Question1.step6 (Calculating the right side of the inequality: finding x - (y - z))

Now we will complete the calculation for the right side: $$ x-(y-z) $$.
We found $$ y-z = \frac{3}{35} $$.
Substitute this value and the value of x:
$$ x-(y-z) = \frac{1}{3} - \frac{3}{35} $$
To subtract these fractions, we need a common denominator. The least common multiple of 3 and 35 is $$ 3 \times 35 = 105 $$.
Convert the fractions to have a denominator of 105:
$$ \frac{1}{3} = \frac{1 \times 35}{3 \times 35} = \frac{35}{105} $$
$$ \frac{3}{35} = \frac{3 \times 3}{35 \times 3} = \frac{9}{105} $$
Now, subtract:
$$ x-(y-z) = \frac{35}{105} - \frac{9}{105} = \frac{35-9}{105} = \frac{26}{105} $$.
So, the right side is $$ \frac{26}{105} $$.

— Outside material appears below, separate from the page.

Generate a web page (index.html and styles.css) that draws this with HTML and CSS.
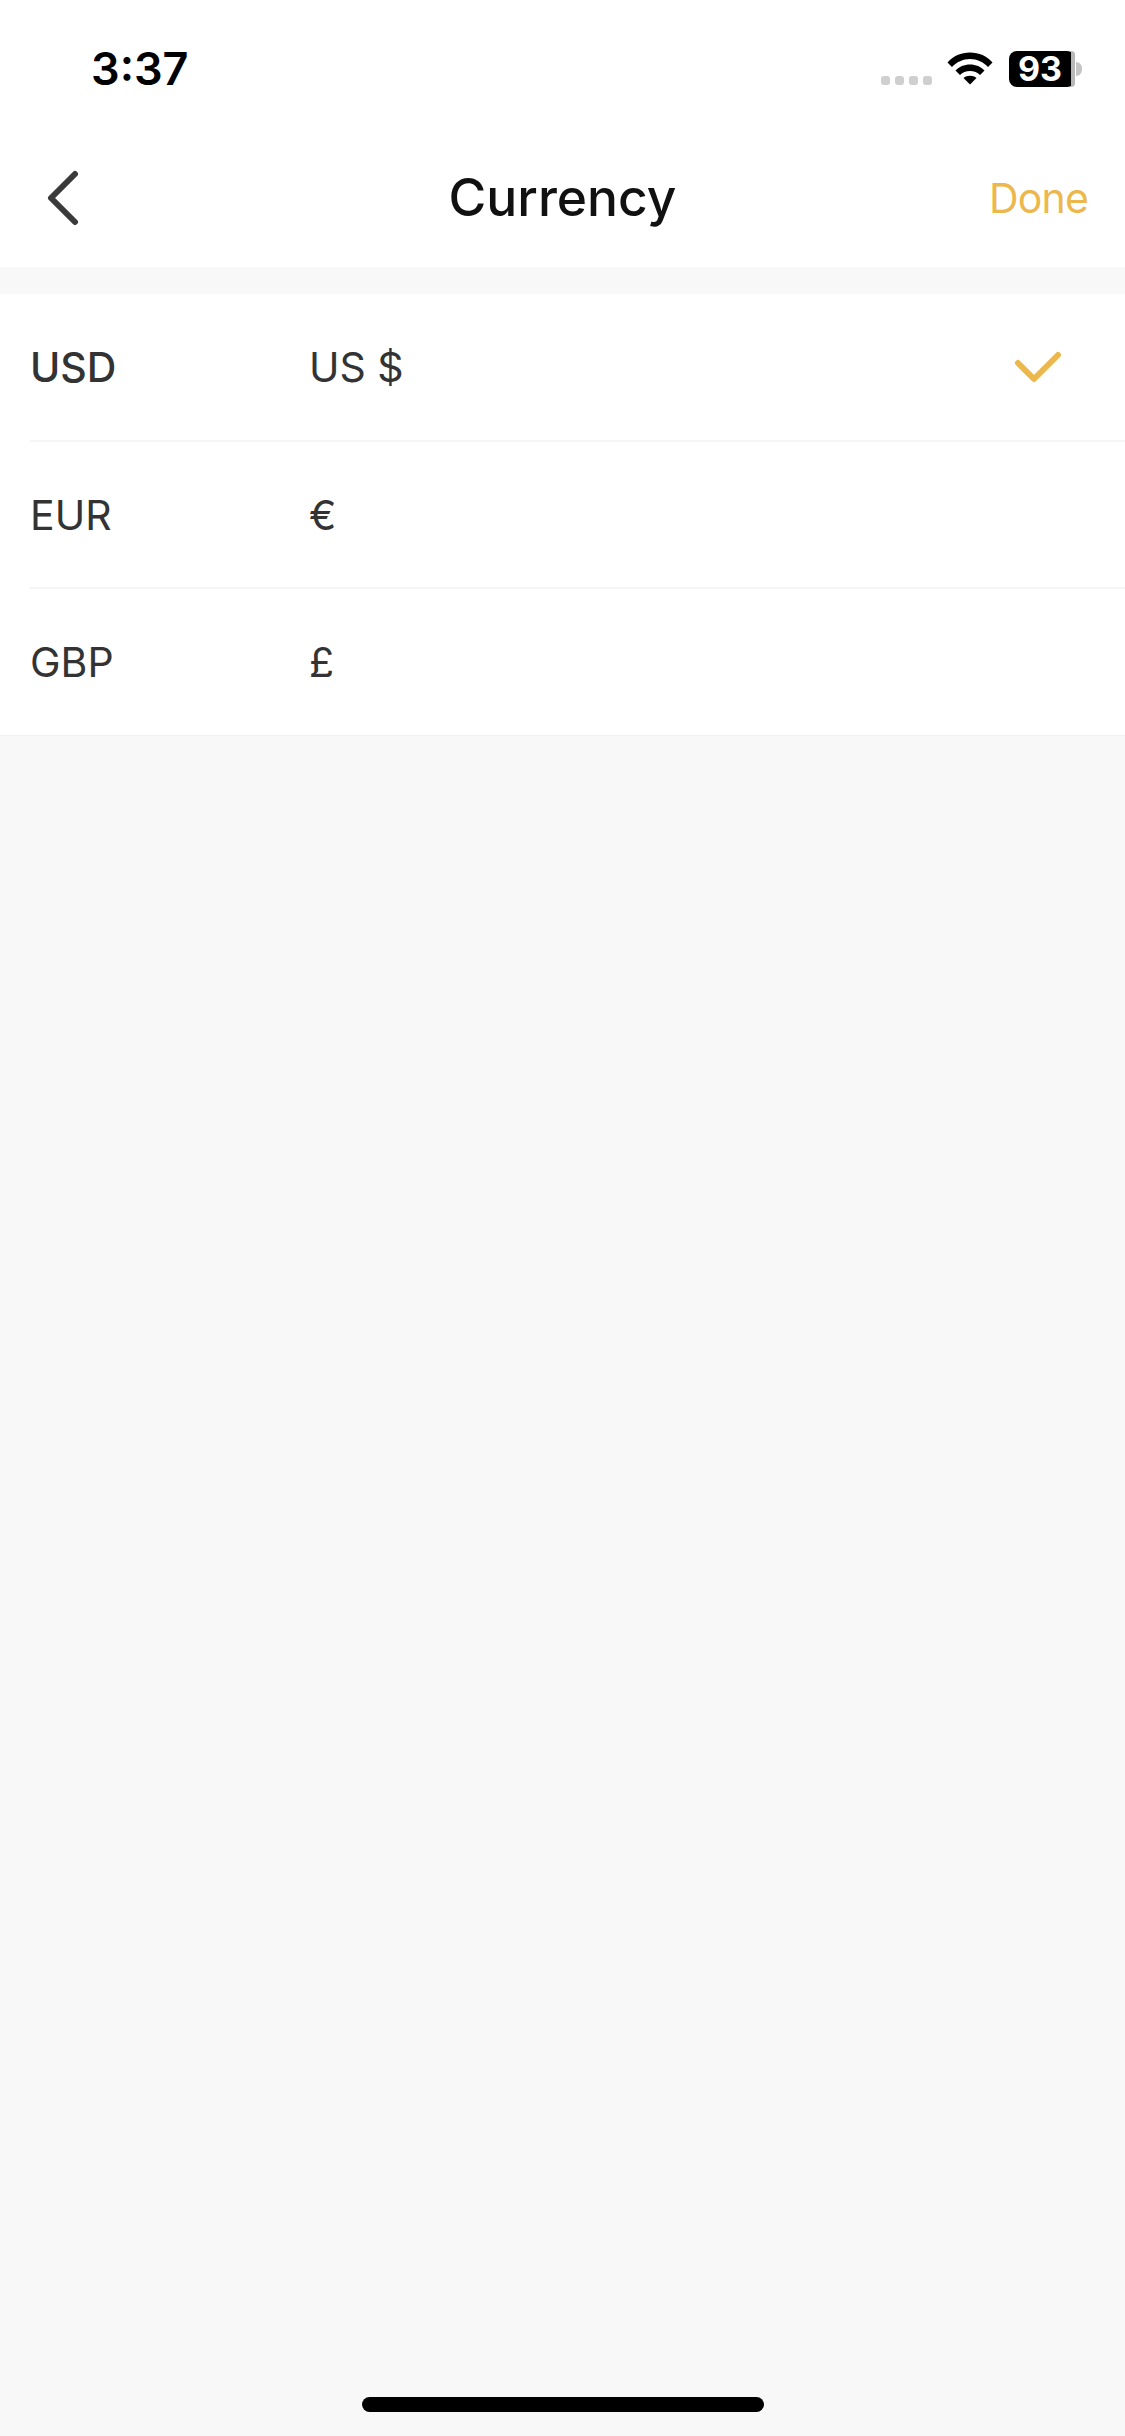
FILE: index.html
```html
<!DOCTYPE html>
<html>
<head>
<meta charset="utf-8">
<title>Currency</title>
<link rel="stylesheet" href="styles.css">
</head>
<body>
	<div class="status">
		<span class="time">3:37</span>
		<div class="status-icons">
			<div class="dots"><i></i><i></i><i></i><i></i></div>
			<svg class="wifi" width="46" height="34" viewBox="0 0 46 34">
				<path d="M0.5 11.500C6 5 14 1.500 23 1.500S40 5 45.500 11.500L41 16C36.500 11 30 8 23 8S9.500 11 5 16Z"/>
				<path d="M8.500 19.500C12 15.800 17.200 13.500 23 13.500S34 15.800 37.500 19.500L33 24C30.500 21.500 27 20 23 20S15.500 21.500 13 24Z"/>
				<path d="M16.500 27C18.200 25.500 20.500 24.700 23 24.700S27.800 25.500 29.500 27L23 33.500Z"/>
			</svg>
			<div class="battery">
				<div class="battery-body">
					<span class="battery-num">93</span>
					<i class="battery-rest"></i>
				</div>
				<i class="battery-tip"></i>
			</div>
		</div>
	</div>
	<div class="header">
		<svg class="back" width="32" height="56" viewBox="0 0 32 56">
			<path d="M28 4L4 28L28 52"/>
		</svg>
		<h1 class="title">Currency</h1>
		<span class="done">Done</span>
	</div>
	<ul class="list">
		<li class="row">
			<span class="code code-on">USD</span>
			<span class="symbol">US $</span>
			<svg class="check" width="48" height="32" viewBox="0 0 48 32">
				<path d="M3 12L19 28L43 4"/>
			</svg>
		</li>
		<li class="row">
			<span class="code">EUR</span>
			<span class="symbol">€</span>
		</li>
		<li class="row">
			<span class="code">GBP</span>
			<span class="symbol">£</span>
		</li>
	</ul>
	<div class="rest">
		<div class="home"></div>
	</div>
</body>
</html>
```

FILE: styles.css
```css
* {
	margin: 0;
	padding: 0;
	box-sizing: border-box;
}
html, body {
	height: 2436px;
}
body {
	width: 1125px;
	background-color: #f8f8f8;
	font-family: Inter, "Liberation Sans", sans-serif;
	display: flex;
	flex-direction: column;
	overflow: hidden;
}

/* status bar */
.status {
	height: 135px;
	background-color: #fff;
	display: flex;
	justify-content: space-between;
	align-items: flex-start;
	padding: 42px 43px 0 91px;
}
.time {
	font-size: 45px;
	line-height: 53px;
	font-weight: 600;
	color: #000;
}
.status-icons {
	display: flex;
	align-items: flex-start;
	padding-top: 9px;
}
.dots {
	display: flex;
	gap: 5px;
	margin-top: 25px;
	margin-right: 15px;
}
.dots i {
	width: 9px;
	height: 9px;
	border-radius: 3px;
	background-color: #cfcfcf;
}
.wifi {
	fill: #000;
	margin-right: 16px;
}
.battery {
	display: flex;
	align-items: center;
}
.battery-body {
	width: 66px;
	height: 36px;
	border-radius: 8px;
	background-color: #000;
	display: flex;
}
.battery-num {
	flex: 1;
	color: #fff;
	font-size: 34px;
	line-height: 36px;
	font-weight: 700;
	text-align: center;
}
.battery-rest {
	width: 4px;
	border-radius: 0 8px 8px 0;
	background-color: #b8b8b8;
}
.battery-tip {
	width: 6px;
	height: 14px;
	margin-left: 1px;
	border-radius: 0 7px 7px 0;
	background-color: #c4c4c4;
}

/* nav bar */
.header {
	height: 132px;
	background-color: #fff;
	display: grid;
	grid-template-columns: 1fr auto 1fr;
	align-items: center;
	padding: 0 37px 6px 37px;
}
.back {
	margin-left: 10px;
	fill: none;
	stroke: #3a3a3a;
	stroke-width: 6;
	stroke-linecap: round;
	stroke-linejoin: round;
}
.title {
	margin-bottom: 2px;
	font-size: 51.5px;
	font-weight: 500;
	color: #111;
}
.done {
	justify-self: end;
	font-size: 41px;
	letter-spacing: -0.8px;
	color: #ecb84c;
}

/* list */
.list {
	list-style: none;
	margin-top: 27px;
	background-color: #fff;
	border-bottom: 1px solid #f0f0f0;
}
.row {
	height: 148px;
	margin-left: 30px;
	display: flex;
	align-items: center;
	border-bottom: 2px solid #f5f5f5;
	font-size: 41px;
	color: #333;
}
.row:nth-child(2) {
	height: 147px;
}
.row:last-child {
	height: 146px;
	padding-bottom: 1px;
	border-bottom: 0;
}
.code {
	width: 279px;
}
.code-on {
	font-weight: 500;
}
.symbol {
	flex: 1;
}
.check {
	margin-right: 62px;
	fill: none;
	stroke: #ecb84c;
	stroke-width: 6;
	stroke-linecap: round;
	stroke-linejoin: round;
}

/* home bar */
.rest {
	flex: 1;
	display: flex;
	justify-content: center;
	align-items: flex-end;
	padding-bottom: 24px;
}
.home {
	width: 402px;
	height: 15px;
	border-radius: 8px;
	background-color: #000;
}
```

**step7** Comparing the results

Finally, we compare the results of the left side and the right side of the inequality.
Left side: $$ \frac{-124}{105} $$
Right side: $$ \frac{26}{105} $$
Since $$ \frac{-124}{105} $$ is a negative number and $$ \frac{26}{105} $$ is a positive number, they are clearly not equal.
Therefore, the statement $$ \left(x-y\right)-z\ne\;x-(y-z) $$ is true. This demonstrates that subtraction is not associative.